Have you ever had a ground cherry? I saw some for sale at Whole Foods the other day for $4 for a little box. A pint or a half pint or something. I have only ever had ground cherries straight from the garden and only when I was a young child and then again this summer. I grew up way out in the country so we always had a garden. Although it probably isn’t real, one of my first memories is of sitting in the garden eating ground cherries. It’s just a flash of leaves dappled with sunlight, the feeling of being surrounded and hidden – cozy, and the taste of the cherry. It came back to me as soon as I tasted one again in my mom’s garden. The taste is mildly sweet with some kind of tomatoey essence. Like if a tomato was trying to imitate a pineapple. It’s really a kind of adult flavor because it isn’t so obviously sweet like the stuff kids typically like, but Margot loves them just like I did.
Although, the ground cherry isn’t a fruit I can see myself ever craving like I crave strawberries and raspberries and blood oranges because it is so unassuming, it is a singularly pleasant fruit to eat. There is more to it than just the flavor. There is a kind of ritual to opening the husk. The one in the picture is just primo, really, unfortunately I never have the patience to let them get to that point. That one was hidden behind some weeds when I finally found it. Usually, the husk has turned a brownish yellow and rustles like old leaves when you tear into it. When we are eating them outside there will be a trail of discarded husks across the grass.
Although the color and condition of the husk gives a good indication of the ripeness of the cherry the unveiling of the fruit is part of the ceremony. Will it be still a little green, or lightly orange? Orange is better, sweeter, but I still eat them a little green because I don’t have the patience. Now especially they will be eaten because Margot is right there while I pick them and she has no understanding of degrees of ripeness. She pops it into her mouth (after I bite them in half for her first) and immediately points back to the plant for more. She was devouring them faster than I could find them last night. It is only a matter of time before she discovers how to pick them herself. She already picks cherry tomatoes and smashes them like the hulk (it’s ok because I don’t love them and the plant was a volunteer so it is strong enough to withstand her assaults). Tomatoes are for sure too adult of a taste for her since she gags when she puts the smashed pulp in her mouth. I think she will be much more gentle with her beloved ground cherries when she starts picking them.

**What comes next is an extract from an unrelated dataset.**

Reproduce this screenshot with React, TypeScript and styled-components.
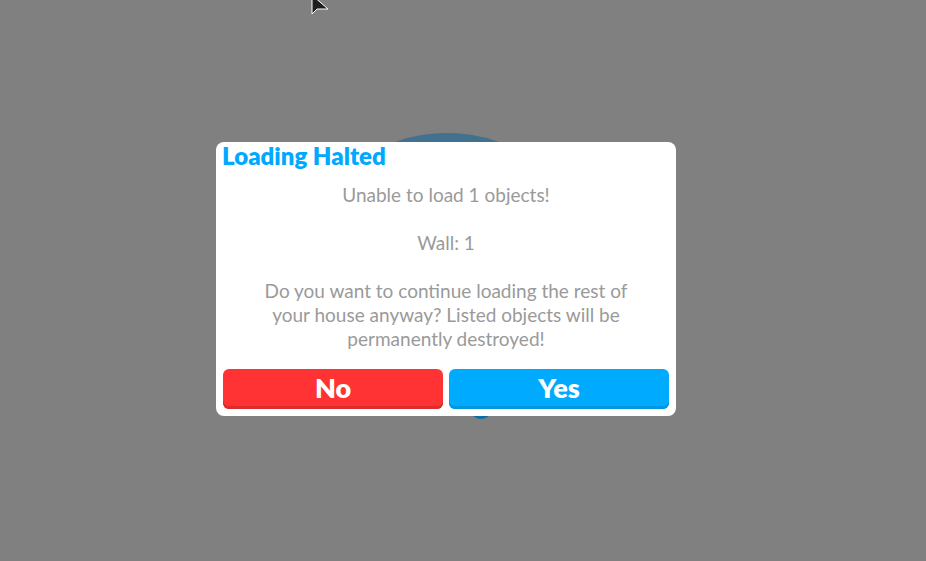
import React from "react";
import styled, { createGlobalStyle } from "styled-components";

const Global = createGlobalStyle`
  html, body { margin: 0; padding: 0; }
  body { background: #808080; width: 926px; height: 561px; overflow: hidden; }
  #root { width: 926px; height: 561px; }
`;

const Stage = styled.div`
  position: relative;
  width: 926px;
  height: 561px;
  background: #808080;
  display: flex;
  align-items: flex-start;
  justify-content: flex-start;
  padding: 142px 0 0 216px;
  box-sizing: border-box;
  font-family: Lato, "Liberation Sans", sans-serif;
`;

const Backdrop = styled.svg`
  position: absolute;
  left: 0;
  top: 0;
  width: 926px;
  height: 561px;
  pointer-events: none;
`;

const Cursor = styled.svg`
  position: absolute;
  left: 311px;
  top: -6px;
  width: 20px;
  height: 22px;
`;

const Dialog = styled.div`
  position: relative;
  width: 460px;
  height: 274px;
  background: #ffffff;
  border-radius: 8px;
  display: flex;
  flex-direction: column;
  box-sizing: border-box;
  padding: 0 7px 7px;
`;

const Title = styled.div`
  font-weight: 800;
  font-size: 24px;
  line-height: 28px;
  color: #00a8ff;
  padding: 0;
  margin-left: -1px;
`;

const Message = styled.div`
  flex: 1;
  font-size: 19px;
  line-height: 24px;
  color: #9a9a9a;
  text-align: center;
  white-space: pre-line;
  padding-top: 13px;
  width: 380px;
  align-self: center;
`;

const Buttons = styled.div`
  display: grid;
  grid-template-columns: 1fr 1fr;
  gap: 6px;
`;

const Button = styled.button<{ $color: string; $shade: string }>`
  height: 40px;
  border: none;
  border-radius: 6px;
  background: ${(p) => p.$color};
  box-shadow: inset 0 -3px 0 ${(p) => p.$shade};
  color: #ffffff;
  font-family: Lato, "Liberation Sans", sans-serif;
  font-weight: 800;
  font-size: 27px;
  line-height: 38px;
  padding: 0 0 3px;
  cursor: pointer;
`;

export default function App() {
  return (
    <>
      <Global />
      <Stage>
        <Backdrop viewBox="0 0 926 561">
          <ellipse cx="447" cy="240" rx="130" ry="107" fill="#41718e" />
          <ellipse cx="481" cy="395" rx="16" ry="24" fill="#0f6ea6" />
        </Backdrop>
        <Cursor viewBox="0 0 20 22">
          <path d="M1 1 L1 20 L6 15 L17 15 Z" fill="#1e1e1e" stroke="#ffffff" strokeWidth="1" />
        </Cursor>
        <Dialog>
          <Title>Loading Halted</Title>
          <Message>
            {"Unable to load 1 objects!\n\nWall: 1\n\nDo you want to continue loading the rest of your house anyway? Listed objects will be permanently destroyed!"}
          </Message>
          <Buttons>
            <Button $color="#ff3333" $shade="#dd2c2c">No</Button>
            <Button $color="#00aaff" $shade="#0096e0">Yes</Button>
          </Buttons>
        </Dialog>
      </Stage>
    </>
  );
}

We mostly eat them out by the plant in the garden, but there are recipes you can make with them. I only have the one plant that produces a couple ripe cherries at a time so I haven’t made any. Ground cherries are so summery and private to me, that I can’t see any reason to make a recipe with them. Maybe if I had a lot of plants, or got a bunch in a CSA allotment or something I would try one for the adventure, but otherwise I want to eat them one at a time as is. It would be a treat to have a bowl full of really ripe ones. Maybe someday Margot and I will have the patience to leave them alone long enough for that to happen.